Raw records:
----------------------------------------

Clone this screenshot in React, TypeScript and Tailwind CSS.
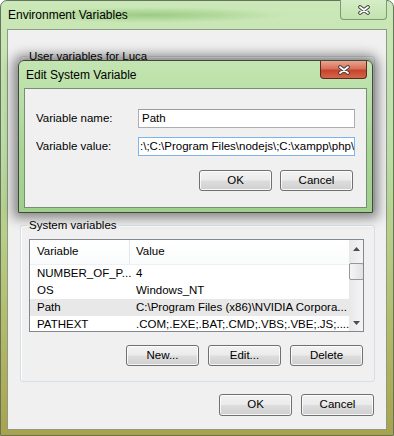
import React from "react";

const btn =
  "h-[21px] w-[73px] rounded-[3px] border border-[#707070] bg-[linear-gradient(#f2f2f2,#ebebeb_48%,#dddddd_52%,#cfcfcf)] shadow-[inset_0_0_0_1px_rgba(255,255,255,0.8)] flex items-center justify-center text-[11.5px] text-black";

function CloseGlyph() {
  return (
    <svg width="14" height="10" viewBox="0 0 14 10">
      <path d="M3 2 L11 8 M11 2 L3 8" stroke="#3b3b3b" strokeWidth="3.6" strokeLinecap="round" />
      <path d="M3 2 L11 8 M11 2 L3 8" stroke="#ffffff" strokeWidth="1.8" strokeLinecap="round" />
    </svg>
  );
}

function GroupBox({ label, className, children }: { label: string; className: string; children?: React.ReactNode }) {
  return (
    <div className={`relative rounded-[3px] border border-[#d5dfe5] shadow-[inset_1px_1px_0_#ffffff] ${className}`}>
      <span className="absolute -top-[9px] left-[6px] bg-[#f0f0f0] px-[2px] text-[11.5px] leading-[16px] text-black">
        {label}
      </span>
      {children}
    </div>
  );
}

const rows = [
  { name: "NUMBER_OF_P...", value: "4" },
  { name: "OS", value: "Windows_NT" },
  { name: "Path", value: "C:\\Program Files (x86)\\NVIDIA Corpora...", selected: true },
  { name: "PATHEXT", value: ".COM;.EXE;.BAT;.CMD;.VBS;.VBE;.JS;...." },
];

function Arrow({ up }: { up?: boolean }) {
  return (
    <svg width="7" height="4" viewBox="0 0 7 4">
      <path d={up ? "M0 4 L3.5 0 L7 4 Z" : "M0 0 L3.5 4 L7 0 Z"} fill="#4d4d4d" />
    </svg>
  );
}

function ListView() {
  return (
    <div className="h-[93px] border border-[#828790] bg-white flex overflow-hidden">
      <div className="flex-1 flex flex-col">
        <div className="h-[25px] shrink-0 flex items-center text-[11.5px] text-black bg-[linear-gradient(#ffffff,#fafbfc)] border-b border-[#f0f0f0]">
          <div className="w-[100px] h-full flex items-center pl-[7px] border-r border-[#e3e8ee]">Variable</div>
          <div className="pl-[6px]">Value</div>
        </div>
        {rows.map((r) => (
          <div
            key={r.name}
            className={`h-[17px] shrink-0 flex items-center text-[11.5px] text-black ${r.selected ? "bg-[#e8e8e8]" : ""}`}
          >
            <div className="w-[100px] pl-[7px] whitespace-nowrap">{r.name}</div>
            <div className="pl-[6px] whitespace-nowrap">{r.value}</div>
          </div>
        ))}
      </div>
      {/* scrollbar */}
      <div className="w-[17px] bg-[linear-gradient(90deg,#e8e8e8,#f5f5f5)] flex flex-col items-center">
        <div className="h-[17px] flex items-center justify-center">
          <Arrow up />
        </div>
        <div className="mt-[6px] h-[17px] w-[15px] rounded-[2px] border border-[#979797] bg-[linear-gradient(90deg,#f5f5f5,#e2e2e2)]" />
        <div className="flex-1" />
        <div className="h-[17px] flex items-center justify-center">
          <Arrow />
        </div>
      </div>
    </div>
  );
}

function EditDialog() {
  return (
    <div className="absolute left-[18px] top-[60px] w-[355px] h-[153px] rounded-t-[6px] border border-[#3f4a3c] bg-[linear-gradient(180deg,#c4e5b2,#a8d594_60%,#9fd08b)] shadow-[0_0_12px_5px_rgba(0,0,0,0.45)] flex flex-col">
      <div className="h-[27px] flex items-center relative">
        <span className="pl-[7px] text-[12px] text-black">Edit System Variable</span>
        <div className="absolute right-[5px] top-0 h-[18px] w-[47px] rounded-b-[4px] border border-t-0 border-[#5b2a20] bg-[linear-gradient(#e9a48e,#d8705a_45%,#c8432b_55%,#d2674b)] flex items-center justify-center">
          <CloseGlyph />
        </div>
      </div>
      <div className="mx-[5px] h-[120px] border border-[#7a8c75] bg-[#f0f0f0] flex flex-col pl-[11px] pr-[11px]">
        <div className="mt-[20px] flex items-center h-[19px]">
          <span className="w-[102px] text-[11.5px] text-black">Variable name:</span>
          <div className="flex-1 h-[19px] border border-[#abadb3] border-t-[#999ca2] bg-white flex items-center pl-[3px] text-[11.5px] text-black">
            Path
          </div>
        </div>
        <div className="mt-[9px] flex items-center h-[19px]">
          <span className="w-[102px] text-[11.5px] text-black">Variable value:</span>
          <div className="flex-1 min-w-0 h-[19px] border border-[#7eb4ea] bg-white flex items-center pl-[1px] text-[11.5px] text-black whitespace-nowrap overflow-hidden">
            {":\\;C:\\Program Files\\nodejs\\;C:\\xampp\\php\\"}
            <span className="inline-block w-[1px] h-[13px] bg-black" />
          </div>
        </div>
        <div className="mt-[14px] flex justify-end gap-[8px] pr-[2px]">
          <div className={`${btn} border-[#3c7fb1] shadow-[inset_0_0_0_1px_#bde3f7]`}>OK</div>
          <div className={btn}>Cancel</div>
        </div>
      </div>
    </div>
  );
}

export default function App() {
  return (
    <div className="relative w-[394px] h-[436px] overflow-hidden bg-white font-['Liberation_Sans',Arial,sans-serif]">
      <div className="w-full h-full rounded-t-[7px] border border-[#66745e] bg-[linear-gradient(180deg,#cbe8b8_0%,#bcdfa6_35%,#b5bf70_70%,#a9a24c_100%)] flex flex-col">
        {/* title bar */}
        <div className="h-[28px] shrink-0 flex items-center relative bg-[radial-gradient(ellipse_at_38%_50%,#9ccb83_0%,rgba(156,203,131,0)_40%)]">
          <span className="pl-[7px] text-[12px] text-black">Environment Variables</span>
          <div className="absolute right-[6px] -top-[1px] h-[20px] w-[47px] rounded-b-[4px] border border-t-0 border-[#7e9a74] bg-[linear-gradient(#d4edc6,#c2e3ae)] flex items-center justify-center">
            <CloseGlyph />
          </div>
        </div>
        {/* client area */}
        <div className="mx-[6px] h-[401px] shrink-0 border border-[#8c9a86] bg-[#f0f0f0] flex flex-col px-[11px]">
          <GroupBox label="User variables for Luca" className="mt-[26px] h-[156px] ml-[1px]" />
          <GroupBox label="System variables" className="mt-[13px] h-[157px] ml-[1px] pt-[13px] pl-[8px] pr-[10px]">
            <ListView />
            <div className="mt-[13px] flex justify-end gap-[9px] pr-[1px]">
              <div className={btn}>New...</div>
              <div className={btn}>Edit...</div>
              <div className={btn}>Delete</div>
            </div>
          </GroupBox>
          <div className="mt-[12px] flex justify-end gap-[9px] pr-[1px]">
            <div className={`${btn} h-[22px]`}>OK</div>
            <div className={`${btn} h-[22px]`}>Cancel</div>
          </div>
        </div>
      </div>
      <EditDialog />
    </div>
  );
}
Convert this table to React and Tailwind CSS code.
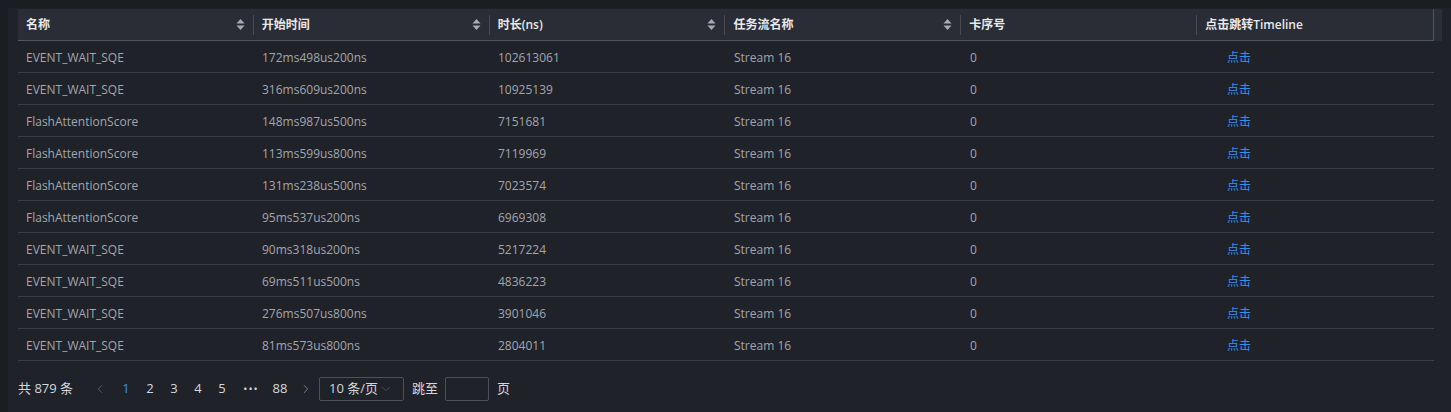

----------------------------------------

_YOUR GOAL:_ Leaving aside the images, write out the entries above word for word.

_COMPLETED EXERCISE:_
Clone this screenshot in React, TypeScript and Tailwind CSS.
import React from "react";

const btn =
  "h-[21px] w-[73px] rounded-[3px] border border-[#707070] bg-[linear-gradient(#f2f2f2,#ebebeb_48%,#dddddd_52%,#cfcfcf)] shadow-[inset_0_0_0_1px_rgba(255,255,255,0.8)] flex items-center justify-center text-[11.5px] text-black";

function CloseGlyph() {
  return (
    <svg width="14" height="10" viewBox="0 0 14 10">
      <path d="M3 2 L11 8 M11 2 L3 8" stroke="#3b3b3b" strokeWidth="3.6" strokeLinecap="round" />
      <path d="M3 2 L11 8 M11 2 L3 8" stroke="#ffffff" strokeWidth="1.8" strokeLinecap="round" />
    </svg>
  );
}

function GroupBox({ label, className, children }: { label: string; className: string; children?: React.ReactNode }) {
  return (
    <div className={`relative rounded-[3px] border border-[#d5dfe5] shadow-[inset_1px_1px_0_#ffffff] ${className}`}>
      <span className="absolute -top-[9px] left-[6px] bg-[#f0f0f0] px-[2px] text-[11.5px] leading-[16px] text-black">
        {label}
      </span>
      {children}
    </div>
  );
}

const rows = [
  { name: "NUMBER_OF_P...", value: "4" },
  { name: "OS", value: "Windows_NT" },
  { name: "Path", value: "C:\\Program Files (x86)\\NVIDIA Corpora...", selected: true },
  { name: "PATHEXT", value: ".COM;.EXE;.BAT;.CMD;.VBS;.VBE;.JS;...." },
];

function Arrow({ up }: { up?: boolean }) {
  return (
    <svg width="7" height="4" viewBox="0 0 7 4">
      <path d={up ? "M0 4 L3.5 0 L7 4 Z" : "M0 0 L3.5 4 L7 0 Z"} fill="#4d4d4d" />
    </svg>
  );
}

function ListView() {
  return (
    <div className="h-[93px] border border-[#828790] bg-white flex overflow-hidden">
      <div className="flex-1 flex flex-col">
        <div className="h-[25px] shrink-0 flex items-center text-[11.5px] text-black bg-[linear-gradient(#ffffff,#fafbfc)] border-b border-[#f0f0f0]">
          <div className="w-[100px] h-full flex items-center pl-[7px] border-r border-[#e3e8ee]">Variable</div>
          <div className="pl-[6px]">Value</div>
        </div>
        {rows.map((r) => (
          <div
            key={r.name}
            className={`h-[17px] shrink-0 flex items-center text-[11.5px] text-black ${r.selected ? "bg-[#e8e8e8]" : ""}`}
          >
            <div className="w-[100px] pl-[7px] whitespace-nowrap">{r.name}</div>
            <div className="pl-[6px] whitespace-nowrap">{r.value}</div>
          </div>
        ))}
      </div>
      {/* scrollbar */}
      <div className="w-[17px] bg-[linear-gradient(90deg,#e8e8e8,#f5f5f5)] flex flex-col items-center">
        <div className="h-[17px] flex items-center justify-center">
          <Arrow up />
        </div>
        <div className="mt-[6px] h-[17px] w-[15px] rounded-[2px] border border-[#979797] bg-[linear-gradient(90deg,#f5f5f5,#e2e2e2)]" />
        <div className="flex-1" />
        <div className="h-[17px] flex items-center justify-center">
          <Arrow />
        </div>
      </div>
    </div>
  );
}

function EditDialog() {
  return (
    <div className="absolute left-[18px] top-[60px] w-[355px] h-[153px] rounded-t-[6px] border border-[#3f4a3c] bg-[linear-gradient(180deg,#c4e5b2,#a8d594_60%,#9fd08b)] shadow-[0_0_12px_5px_rgba(0,0,0,0.45)] flex flex-col">
      <div className="h-[27px] flex items-center relative">
        <span className="pl-[7px] text-[12px] text-black">Edit System Variable</span>
        <div className="absolute right-[5px] top-0 h-[18px] w-[47px] rounded-b-[4px] border border-t-0 border-[#5b2a20] bg-[linear-gradient(#e9a48e,#d8705a_45%,#c8432b_55%,#d2674b)] flex items-center justify-center">
          <CloseGlyph />
        </div>
      </div>
      <div className="mx-[5px] h-[120px] border border-[#7a8c75] bg-[#f0f0f0] flex flex-col pl-[11px] pr-[11px]">
        <div className="mt-[20px] flex items-center h-[19px]">
          <span className="w-[102px] text-[11.5px] text-black">Variable name:</span>
          <div className="flex-1 h-[19px] border border-[#abadb3] border-t-[#999ca2] bg-white flex items-center pl-[3px] text-[11.5px] text-black">
            Path
          </div>
        </div>
        <div className="mt-[9px] flex items-center h-[19px]">
          <span className="w-[102px] text-[11.5px] text-black">Variable value:</span>
          <div className="flex-1 min-w-0 h-[19px] border border-[#7eb4ea] bg-white flex items-center pl-[1px] text-[11.5px] text-black whitespace-nowrap overflow-hidden">
            {":\\;C:\\Program Files\\nodejs\\;C:\\xampp\\php\\"}
            <span className="inline-block w-[1px] h-[13px] bg-black" />
          </div>
        </div>
        <div className="mt-[14px] flex justify-end gap-[8px] pr-[2px]">
          <div className={`${btn} border-[#3c7fb1] shadow-[inset_0_0_0_1px_#bde3f7]`}>OK</div>
          <div className={btn}>Cancel</div>
        </div>
      </div>
    </div>
  );
}

export default function App() {
  return (
    <div className="relative w-[394px] h-[436px] overflow-hidden bg-white font-['Liberation_Sans',Arial,sans-serif]">
      <div className="w-full h-full rounded-t-[7px] border border-[#66745e] bg-[linear-gradient(180deg,#cbe8b8_0%,#bcdfa6_35%,#b5bf70_70%,#a9a24c_100%)] flex flex-col">
        {/* title bar */}
        <div className="h-[28px] shrink-0 flex items-center relative bg-[radial-gradient(ellipse_at_38%_50%,#9ccb83_0%,rgba(156,203,131,0)_40%)]">
          <span className="pl-[7px] text-[12px] text-black">Environment Variables</span>
          <div className="absolute right-[6px] -top-[1px] h-[20px] w-[47px] rounded-b-[4px] border border-t-0 border-[#7e9a74] bg-[linear-gradient(#d4edc6,#c2e3ae)] flex items-center justify-center">
            <CloseGlyph />
          </div>
        </div>
        {/* client area */}
        <div className="mx-[6px] h-[401px] shrink-0 border border-[#8c9a86] bg-[#f0f0f0] flex flex-col px-[11px]">
          <GroupBox label="User variables for Luca" className="mt-[26px] h-[156px] ml-[1px]" />
          <GroupBox label="System variables" className="mt-[13px] h-[157px] ml-[1px] pt-[13px] pl-[8px] pr-[10px]">
            <ListView />
            <div className="mt-[13px] flex justify-end gap-[9px] pr-[1px]">
              <div className={btn}>New...</div>
              <div className={btn}>Edit...</div>
              <div className={btn}>Delete</div>
            </div>
          </GroupBox>
          <div className="mt-[12px] flex justify-end gap-[9px] pr-[1px]">
            <div className={`${btn} h-[22px]`}>OK</div>
            <div className={`${btn} h-[22px]`}>Cancel</div>
          </div>
        </div>
      </div>
      <EditDialog />
    </div>
  );
}
Convert this table to React and Tailwind CSS code.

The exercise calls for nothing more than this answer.